» Provided material:

— Start —

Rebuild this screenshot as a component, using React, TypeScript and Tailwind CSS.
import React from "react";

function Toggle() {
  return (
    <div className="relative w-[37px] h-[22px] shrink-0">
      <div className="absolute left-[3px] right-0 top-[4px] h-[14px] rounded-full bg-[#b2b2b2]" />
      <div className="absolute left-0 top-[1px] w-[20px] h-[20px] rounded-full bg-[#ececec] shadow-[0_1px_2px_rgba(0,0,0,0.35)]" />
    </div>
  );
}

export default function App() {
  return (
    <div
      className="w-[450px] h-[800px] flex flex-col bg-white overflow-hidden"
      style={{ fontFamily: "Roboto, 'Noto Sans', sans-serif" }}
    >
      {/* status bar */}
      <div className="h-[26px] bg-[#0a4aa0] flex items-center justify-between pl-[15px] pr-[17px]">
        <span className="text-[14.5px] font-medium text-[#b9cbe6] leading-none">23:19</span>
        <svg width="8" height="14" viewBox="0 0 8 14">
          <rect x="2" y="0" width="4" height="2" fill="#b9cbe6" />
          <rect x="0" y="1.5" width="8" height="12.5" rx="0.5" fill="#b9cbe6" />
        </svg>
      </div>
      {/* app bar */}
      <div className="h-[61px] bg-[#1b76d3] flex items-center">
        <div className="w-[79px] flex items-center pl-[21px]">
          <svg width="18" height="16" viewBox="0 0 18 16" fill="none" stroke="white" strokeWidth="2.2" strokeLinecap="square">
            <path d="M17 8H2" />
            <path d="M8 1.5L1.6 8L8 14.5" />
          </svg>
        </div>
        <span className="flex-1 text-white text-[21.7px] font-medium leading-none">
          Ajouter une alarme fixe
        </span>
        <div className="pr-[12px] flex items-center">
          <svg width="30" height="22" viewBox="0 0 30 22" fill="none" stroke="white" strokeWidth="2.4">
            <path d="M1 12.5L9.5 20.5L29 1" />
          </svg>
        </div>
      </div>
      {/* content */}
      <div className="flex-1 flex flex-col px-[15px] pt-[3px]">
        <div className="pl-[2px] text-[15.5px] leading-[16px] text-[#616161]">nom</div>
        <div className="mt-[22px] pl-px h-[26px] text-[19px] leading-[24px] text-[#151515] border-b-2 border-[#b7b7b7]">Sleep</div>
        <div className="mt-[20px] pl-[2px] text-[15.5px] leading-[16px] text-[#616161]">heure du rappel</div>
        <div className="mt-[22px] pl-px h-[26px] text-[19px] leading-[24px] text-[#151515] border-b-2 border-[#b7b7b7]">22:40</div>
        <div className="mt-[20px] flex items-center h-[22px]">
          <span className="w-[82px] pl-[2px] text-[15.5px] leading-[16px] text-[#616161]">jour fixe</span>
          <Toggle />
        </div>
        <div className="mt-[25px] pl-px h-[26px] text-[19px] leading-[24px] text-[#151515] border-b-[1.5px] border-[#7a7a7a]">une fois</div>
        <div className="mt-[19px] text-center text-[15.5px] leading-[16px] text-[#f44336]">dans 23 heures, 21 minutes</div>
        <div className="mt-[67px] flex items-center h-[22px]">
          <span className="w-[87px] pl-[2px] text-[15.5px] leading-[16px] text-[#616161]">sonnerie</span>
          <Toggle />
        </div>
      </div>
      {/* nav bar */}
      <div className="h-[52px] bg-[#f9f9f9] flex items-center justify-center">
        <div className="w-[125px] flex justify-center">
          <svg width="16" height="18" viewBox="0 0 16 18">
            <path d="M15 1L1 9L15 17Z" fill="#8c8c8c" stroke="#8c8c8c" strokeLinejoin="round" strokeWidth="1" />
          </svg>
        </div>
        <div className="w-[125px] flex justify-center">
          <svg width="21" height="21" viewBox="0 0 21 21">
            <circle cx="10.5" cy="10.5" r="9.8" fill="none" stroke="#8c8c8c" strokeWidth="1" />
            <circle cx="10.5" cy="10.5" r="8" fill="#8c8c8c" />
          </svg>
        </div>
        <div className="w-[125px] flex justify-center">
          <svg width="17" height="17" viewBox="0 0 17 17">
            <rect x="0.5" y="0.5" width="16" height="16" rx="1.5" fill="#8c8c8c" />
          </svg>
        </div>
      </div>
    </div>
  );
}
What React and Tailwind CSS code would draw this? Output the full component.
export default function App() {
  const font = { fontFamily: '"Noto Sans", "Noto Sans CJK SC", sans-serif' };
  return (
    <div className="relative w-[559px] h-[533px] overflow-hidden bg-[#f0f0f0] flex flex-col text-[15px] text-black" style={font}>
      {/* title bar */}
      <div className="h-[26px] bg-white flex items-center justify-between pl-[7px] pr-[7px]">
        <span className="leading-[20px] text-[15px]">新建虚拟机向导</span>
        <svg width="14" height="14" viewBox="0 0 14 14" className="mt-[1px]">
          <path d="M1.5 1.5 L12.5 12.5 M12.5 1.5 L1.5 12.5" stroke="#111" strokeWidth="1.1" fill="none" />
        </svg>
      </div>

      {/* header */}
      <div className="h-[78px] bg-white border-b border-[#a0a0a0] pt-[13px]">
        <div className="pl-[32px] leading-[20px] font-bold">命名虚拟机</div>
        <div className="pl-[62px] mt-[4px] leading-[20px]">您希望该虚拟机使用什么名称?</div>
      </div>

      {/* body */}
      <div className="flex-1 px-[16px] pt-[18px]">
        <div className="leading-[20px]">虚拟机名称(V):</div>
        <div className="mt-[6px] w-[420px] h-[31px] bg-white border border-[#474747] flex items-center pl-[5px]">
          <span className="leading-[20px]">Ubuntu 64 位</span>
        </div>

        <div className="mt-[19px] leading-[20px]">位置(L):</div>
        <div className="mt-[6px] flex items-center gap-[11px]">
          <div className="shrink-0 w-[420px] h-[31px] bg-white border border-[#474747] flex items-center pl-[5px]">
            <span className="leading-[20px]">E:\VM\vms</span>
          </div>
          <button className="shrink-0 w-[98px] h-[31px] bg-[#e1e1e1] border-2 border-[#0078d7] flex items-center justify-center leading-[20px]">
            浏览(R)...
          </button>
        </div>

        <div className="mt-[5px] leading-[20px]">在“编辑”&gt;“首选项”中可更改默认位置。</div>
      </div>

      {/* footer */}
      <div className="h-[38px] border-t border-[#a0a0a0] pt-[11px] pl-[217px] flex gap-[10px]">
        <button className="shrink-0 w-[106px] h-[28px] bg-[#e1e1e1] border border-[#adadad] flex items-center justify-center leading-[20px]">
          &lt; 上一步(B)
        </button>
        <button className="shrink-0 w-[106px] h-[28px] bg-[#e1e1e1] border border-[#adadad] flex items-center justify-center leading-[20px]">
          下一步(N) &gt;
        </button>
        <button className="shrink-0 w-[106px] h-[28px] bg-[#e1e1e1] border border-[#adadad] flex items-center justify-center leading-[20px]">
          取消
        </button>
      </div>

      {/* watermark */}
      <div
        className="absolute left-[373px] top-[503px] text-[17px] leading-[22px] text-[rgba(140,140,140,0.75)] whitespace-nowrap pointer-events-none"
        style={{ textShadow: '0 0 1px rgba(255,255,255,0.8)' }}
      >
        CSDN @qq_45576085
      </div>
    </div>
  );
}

— End —

» Task description:
Find how many lines include the string "React" and report that number alone.

» Exercise response:
3